╭─ Exercise inputs

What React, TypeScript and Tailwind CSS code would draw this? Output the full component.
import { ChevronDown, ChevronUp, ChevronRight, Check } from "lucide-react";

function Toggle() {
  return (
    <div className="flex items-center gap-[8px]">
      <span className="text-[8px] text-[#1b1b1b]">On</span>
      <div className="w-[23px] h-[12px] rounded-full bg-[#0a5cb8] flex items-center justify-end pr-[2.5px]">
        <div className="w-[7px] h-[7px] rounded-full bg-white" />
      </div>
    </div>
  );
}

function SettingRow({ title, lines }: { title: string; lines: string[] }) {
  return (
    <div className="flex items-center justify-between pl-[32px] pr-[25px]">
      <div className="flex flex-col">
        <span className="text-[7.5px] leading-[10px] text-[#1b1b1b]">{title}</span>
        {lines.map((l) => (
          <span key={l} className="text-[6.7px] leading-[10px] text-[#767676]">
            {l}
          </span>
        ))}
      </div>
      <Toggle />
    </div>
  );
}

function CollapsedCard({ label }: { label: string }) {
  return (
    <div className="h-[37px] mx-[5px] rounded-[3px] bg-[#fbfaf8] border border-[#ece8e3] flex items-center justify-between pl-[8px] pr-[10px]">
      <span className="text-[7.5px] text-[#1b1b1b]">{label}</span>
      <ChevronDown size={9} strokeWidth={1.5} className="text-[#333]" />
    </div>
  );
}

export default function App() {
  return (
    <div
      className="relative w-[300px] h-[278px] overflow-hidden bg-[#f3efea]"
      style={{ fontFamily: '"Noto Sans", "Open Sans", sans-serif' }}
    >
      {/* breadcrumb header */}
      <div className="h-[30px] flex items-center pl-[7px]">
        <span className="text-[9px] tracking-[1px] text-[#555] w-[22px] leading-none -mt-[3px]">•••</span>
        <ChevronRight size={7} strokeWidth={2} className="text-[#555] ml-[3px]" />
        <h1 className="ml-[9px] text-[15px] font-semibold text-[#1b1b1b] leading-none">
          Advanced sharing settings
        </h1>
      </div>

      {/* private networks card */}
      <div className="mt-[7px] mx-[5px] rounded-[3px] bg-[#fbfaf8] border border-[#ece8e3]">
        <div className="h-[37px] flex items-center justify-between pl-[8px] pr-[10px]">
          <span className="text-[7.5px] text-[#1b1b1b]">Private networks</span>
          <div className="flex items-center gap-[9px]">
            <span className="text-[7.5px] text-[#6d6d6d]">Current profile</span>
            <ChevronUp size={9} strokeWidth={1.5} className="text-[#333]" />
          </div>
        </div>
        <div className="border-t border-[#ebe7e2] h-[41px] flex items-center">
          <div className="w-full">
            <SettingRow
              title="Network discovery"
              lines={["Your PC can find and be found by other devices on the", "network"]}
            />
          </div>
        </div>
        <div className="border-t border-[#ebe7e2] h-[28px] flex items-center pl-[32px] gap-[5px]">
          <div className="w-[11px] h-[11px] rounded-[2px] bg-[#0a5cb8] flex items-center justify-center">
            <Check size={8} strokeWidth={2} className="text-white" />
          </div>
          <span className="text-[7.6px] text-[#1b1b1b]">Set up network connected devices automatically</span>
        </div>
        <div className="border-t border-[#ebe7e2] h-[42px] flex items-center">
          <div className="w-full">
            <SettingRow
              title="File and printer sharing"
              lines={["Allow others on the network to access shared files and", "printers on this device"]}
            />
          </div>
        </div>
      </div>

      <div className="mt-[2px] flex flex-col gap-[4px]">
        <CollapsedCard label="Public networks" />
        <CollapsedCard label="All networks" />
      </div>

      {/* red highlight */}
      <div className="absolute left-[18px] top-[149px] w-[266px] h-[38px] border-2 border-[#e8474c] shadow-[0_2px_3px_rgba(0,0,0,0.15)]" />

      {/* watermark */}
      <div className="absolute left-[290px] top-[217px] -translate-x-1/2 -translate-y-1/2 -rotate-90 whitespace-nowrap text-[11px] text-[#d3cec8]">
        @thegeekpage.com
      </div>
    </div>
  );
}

╰─
╭─ Exercise inputs

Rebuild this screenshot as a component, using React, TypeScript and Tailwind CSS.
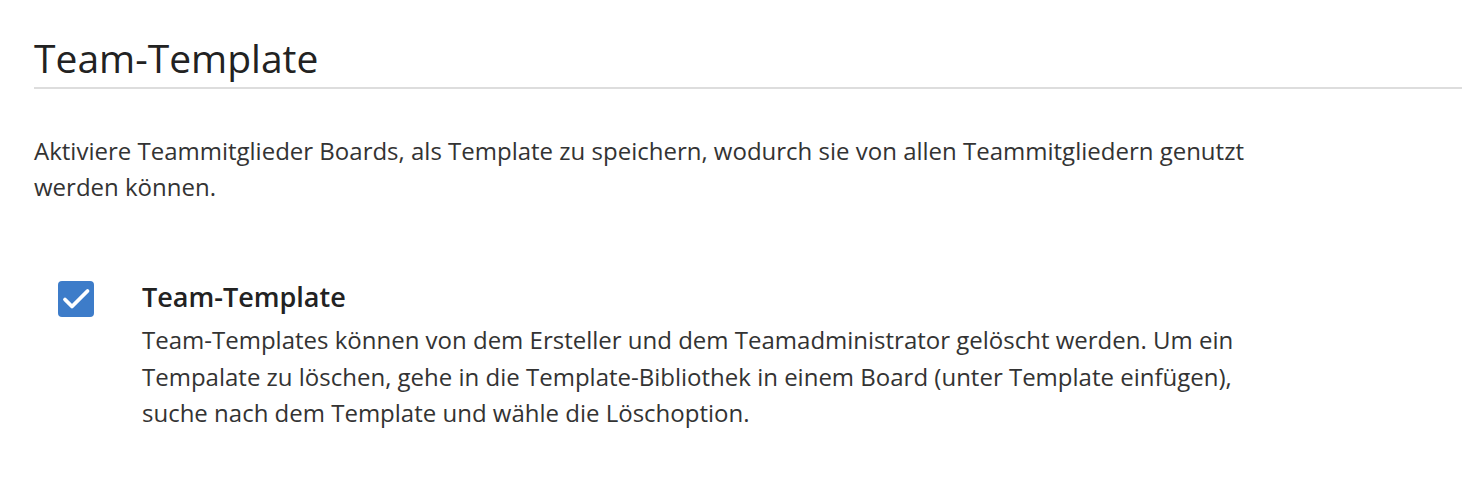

╰─

Task to carry out ▸ Across the records above, count the lines holding "component" and reply with that number alone.

Task response ▸ 2